A suitable unclist.txt is generated in your $PREFIX/lib directory when you run cluster_start.sh

For NBENCH testing you need a client.txt file. A suitable file can be found in the dbench distribution at http://samba.org/ftp/tridge/dbench/

Setting up CTDB for clustered NFS

Configure CTDB as above and set it up to use public ipaddresses. Verify that the CTDB cluster works.

sm-notify

Make sure you have the sm-notify tool installed as /usr/sbin. This tool is required so that CTDB will be able to successfully trigger lock recovery after an ip address failover/failback.

/etc/exports

Export the same directory from all nodes. Also make sure to specify the fsid export option so that all nodes will present the same fsid to clients. clients can get "upset" if the fsid on a mount suddenly changes.

 /gpfs0/data *(rw,fsid=1235)

/etc/sysconfig/nfs

This file must be edited to point statd to keep its state directory on shared storage instead of in a local directory. We must also make statd use a fixed port to listen on that is the same for all nodes in the cluster. If we dont specify a fixed port, the statd port will change during failover which causes problems on some clients.

This file should look something like :

 STATD_SHARED_DIRECTORY=/gpfs0/nfs-state
 STATD_HOSTNAME="ctdb -P $STATD_SHARED_DIRECTORY/192.168.1.1 -H /etc/ctdb/statd-callout -p 97"

statd state directories

For each node, create a state directory on shared storage where each local statd daemon can keep its state information. This needs to be on shared storage since if a node takes over an ip address it needs to find the list of monitored clients to notify.

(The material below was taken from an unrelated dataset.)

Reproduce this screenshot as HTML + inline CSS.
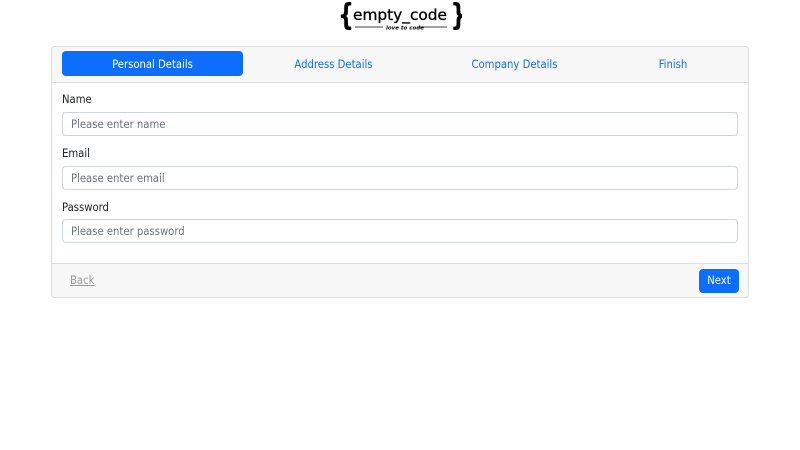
<!DOCTYPE html>
<html><head><style>
*{box-sizing:border-box;margin:0;padding:0}
body{width:800px;height:450px;background:#fff;font-family:"DejaVu Sans Condensed","DejaVu Sans","Liberation Sans",sans-serif;font-size:11.2px;color:#212529;position:relative}
.logo{position:absolute;left:338px;top:0;width:124px;height:32px}
.card{position:absolute;left:51px;top:46px;width:698px;height:252px;border:1px solid #dcdcdc;border-radius:4px;overflow:hidden}
.hd{height:36px;background:#f7f7f7;border-bottom:1px solid #dcdcdc;position:relative}
.tab{position:absolute;top:4px;height:25px;line-height:27px;text-align:center;color:#0d6efd;border-radius:4px}
.act{background:#0d6efd;color:#fff}
.lbl{position:absolute;left:10px}
.inp{position:absolute;left:10px;width:676px;height:24px;border:1px solid #ced4da;border-radius:4px;line-height:23px;padding-left:8px;color:#6c757d}
.ft{position:absolute;left:0;top:216px;width:100%;height:36px;background:#f7f7f7;border-top:1px solid #dcdcdc}
</style></head><body>
<svg class="logo" viewBox="0 0 124 32">
<text x="0" y="25" font-family="DejaVu Sans" font-size="30" font-weight="bold" transform="scale(0.75,1)">{</text>
<text x="150" y="25" font-family="DejaVu Sans" font-size="30" font-weight="bold" transform="scale(0.75,1)">}</text>
<text x="15" y="20" font-family="DejaVu Sans" font-size="15" textLength="94" lengthAdjust="spacingAndGlyphs" stroke="#000" stroke-width="0.3">empty_code</text>
<line x1="17" y1="27" x2="45" y2="27" stroke="#000" stroke-width="0.7"/>
<line x1="79" y1="27" x2="109" y2="27" stroke="#000" stroke-width="0.7"/>
<text x="48" y="29.5" font-family="DejaVu Sans" font-size="5.5" font-style="italic" font-weight="bold">love to code</text>
</svg>
<div class="card">
<div class="hd">
<div class="tab act" style="left:10px;width:181px">Personal Details</div>
<div class="tab" style="left:191px;width:181px">Address Details</div>
<div class="tab" style="left:372px;width:181px">Company Details</div>
<div class="tab" style="left:553px;width:136px">Finish</div>
</div>
<div class="lbl" style="top:46px">Name</div>
<div class="inp" style="top:65px">Please enter name</div>
<div class="lbl" style="top:100px">Email</div>
<div class="inp" style="top:119px">Please enter email</div>
<div class="lbl" style="top:154px">Password</div>
<div class="inp" style="top:172px">Please enter password</div>
<div class="ft">
<span style="position:absolute;left:18px;top:10px;color:#999;text-decoration:underline">Back</span>
<span style="position:absolute;left:647px;top:5px;width:40px;height:24px;line-height:24px;text-align:center;background:#0d6efd;color:#fff;border-radius:4px">Next</span>
</div>
</div>
</body></html>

If you have four nodes with the public addresses listed above, this means the following directories needs to be created on shared storage:

 mkdir /gpfs0/nfs-state
 mkdir /gpfs0/nfs-state/192.168.1.1
 mkdir /gpfs0/nfs-state/192.168.1.2
 mkdir /gpfs0/nfs-state/192.168.2.1
 mkdir /gpfs0/nfs-state/192.168.2.2

IMPORTANT

Never ever mount the same nfs share on a client from two different nodes in the cluster at the same time. The client side caching in NFS is very fragile and assumes/relies on that a single object can only be seen through one since mount at a time.